Considering that the UK was the first major economy to put a target of net zero carbon emissions by 2050 into law, many have viewed the latest strategy as a missed opportunity in attaining “world-leading status”. Despite some positive aspects, many point out that overall the strategy lacks cohesion, falls short in several areas and doesn’t compete with other major green investment initiatives such as the US’s Inflation Reduction Act.
A report also suggests that environmental campaigners are considering taking the government back to court over its latest energy and climate policy. Ministers have been compelled to publish this revamped net zero strategy by the end of this month, after the High Court concluded last year that the government’s net zero strategy was inadequate and that it breached the Climate Change Act.
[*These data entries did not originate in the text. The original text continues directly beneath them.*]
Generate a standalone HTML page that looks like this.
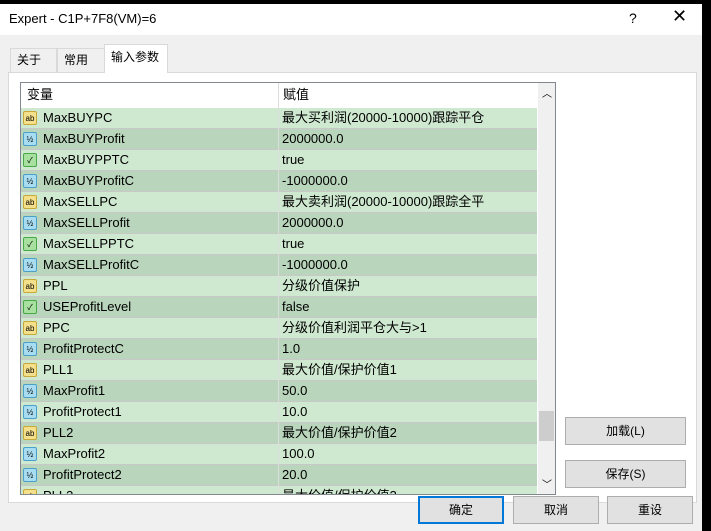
<!DOCTYPE html><html><head><meta charset="utf-8"><style>
*{box-sizing:border-box;margin:0;padding:0}
body{width:711px;height:531px;background:#000;position:relative;overflow:hidden;font-family:"Liberation Sans","Noto Sans CJK SC",sans-serif;font-size:12px;color:#000}
.dlg{position:absolute;left:0;top:4px;width:702px;height:527px;background:#f0f0f0}
.title{position:absolute;left:0;top:0;width:702px;height:31px;background:#fff;font-size:13px}
.tab{position:absolute;top:44px;height:25px;border:1px solid #d9d9d9;border-bottom:none;background:#f0f0f0;padding:0 0 0 6px;line-height:22px;font-size:12px}
.panel{position:absolute;left:8px;top:68px;width:689px;height:431px;background:#fff;border:1px solid #d9d9d9}
.tbl{position:absolute;left:20px;top:78px;width:536px;height:413px;border:1px solid #828790;overflow:hidden;background:#fff}
.hdr{position:absolute;left:0;top:0;height:25px;width:516px;background:#fff;font-size:13px}
.row{position:absolute;left:0;width:516px;height:21px;border-bottom:1px solid #c8c8c8;font-size:13px}
.row span{position:absolute;top:0;line-height:20px;height:20px}
.n{left:22px}.v{left:261px}
.sep{position:absolute;left:257px;top:0;width:1px;height:413px;background:#ddd}
.ic{position:absolute;left:2px;top:3px;width:14px;height:14px;border-radius:2px;font-size:8px;line-height:13px;text-align:center}
.ab{background:#f4e08a;border:1px solid #c8a838}
.hf{background:#a8dcf0;border:1px solid #4aa0c8}
.bo{background:#a8e0a0;border:1px solid #48a848}
.sb{position:absolute;left:517px;top:0;width:17px;height:411px;background:#f0f0f0}
.btn{position:absolute;height:28px;background:#e1e1e1;border:1px solid #adadad;text-align:center;line-height:26px;font-size:12px}
</style></head><body>
<div style="position:absolute;left:540px;top:0;width:150px;height:4px;background:#000"></div>
<div class="dlg">
<div class="title"><span style="position:absolute;left:9px;top:7px">Expert - C1P+7F8(VM)=6</span><span style="position:absolute;left:629px;top:6px;font-size:14px">?</span><span style="position:absolute;left:672px;top:2px;font-size:18px">✕</span></div>
<div class="tab" style="left:10px;width:47px">关于</div>
<div class="tab" style="left:57px;width:48px">常用</div>
<div class="panel"></div>
<div class="tab" style="left:104px;top:40px;height:29px;width:64px;background:#fff;line-height:24px">输入参数</div>
<div class="tbl">
<div class="hdr"><span style="position:absolute;left:6px;top:2px;line-height:20px">变量</span><span style="position:absolute;left:262px;top:2px;line-height:20px">赋值</span></div>
<div id="rows"></div>
<div class="sep"></div>
<div class="sb"><span style="position:absolute;left:4px;top:2px;font-size:10px">︿</span><div style="position:absolute;left:1px;top:328px;width:15px;height:30px;background:#cdcdcd"></div><span style="position:absolute;left:4px;top:393px;font-size:10px">﹀</span></div>
</div>
<div class="btn" style="left:565px;top:413px;width:121px">加载(L)</div>
<div class="btn" style="left:565px;top:456px;width:121px">保存(S)</div>
<div class="btn" style="left:418px;top:492px;width:86px;border:2px solid #0078d7;line-height:24px">确定</div>
<div class="btn" style="left:513px;top:492px;width:86px">取消</div>
<div class="btn" style="left:607px;top:492px;width:86px">重设</div>
</div>
<script>
var d=[["ab","MaxBUYPC","最大买利润(20000-10000)跟踪平仓"],["hf","MaxBUYProfit","2000000.0"],["bo","MaxBUYPPTC","true"],["hf","MaxBUYProfitC","-1000000.0"],["ab","MaxSELLPC","最大卖利润(20000-10000)跟踪全平"],["hf","MaxSELLProfit","2000000.0"],["bo","MaxSELLPPTC","true"],["hf","MaxSELLProfitC","-1000000.0"],["ab","PPL","分级价值保护"],["bo","USEProfitLevel","false"],["ab","PPC","分级价值利润平仓大与>1"],["hf","ProfitProtectC","1.0"],["ab","PLL1","最大价值/保护价值1"],["hf","MaxProfit1","50.0"],["hf","ProfitProtect1","10.0"],["ab","PLL2","最大价值/保护价值2"],["hf","MaxProfit2","100.0"],["hf","ProfitProtect2","20.0"],["ab","PLL3","最大价值/保护价值3"]];
var h="";d.forEach(function(r,i){var t={ab:"ab",hf:"½",bo:"✓"}[r[0]];h+='<div class="row" style="top:'+(25+i*21)+'px;background:'+(i%2?'#b9d5bb':'#cfe8d0')+'"><div class="ic '+r[0]+'">'+t+'</div><span class="n">'+r[1]+'</span><span class="v">'+r[2]+'</span></div>'});
document.getElementById("rows").innerHTML=h;
</script>
</body></html>
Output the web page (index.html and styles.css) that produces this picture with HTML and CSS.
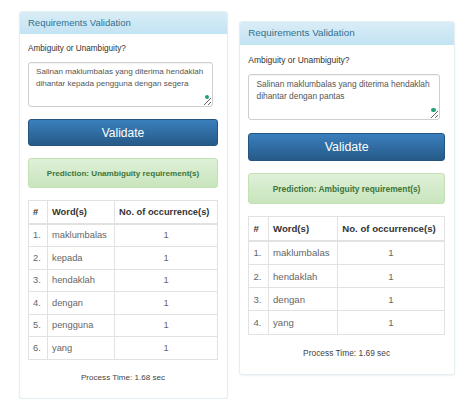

Kevin Anderson, professor of Energy and Climate Change at the Tyndall Centre, University of Manchester offered a withering analysis of the ministers’ plans: “As the apocryphal King Cnut misunderstood the forces behind the tide, so Sunak, Shapps, Hunt and those extolling the virtues of the government’s ‘green’ announcements misunderstand basic physics. The harm from repeatedly stuffing yourself with chocolate is not compensated by eating your greens. Similarly, the government granting licenses for new oil, gas and coal developments is not compensated by expanding renewables, nuclear and other low-carbon tech.”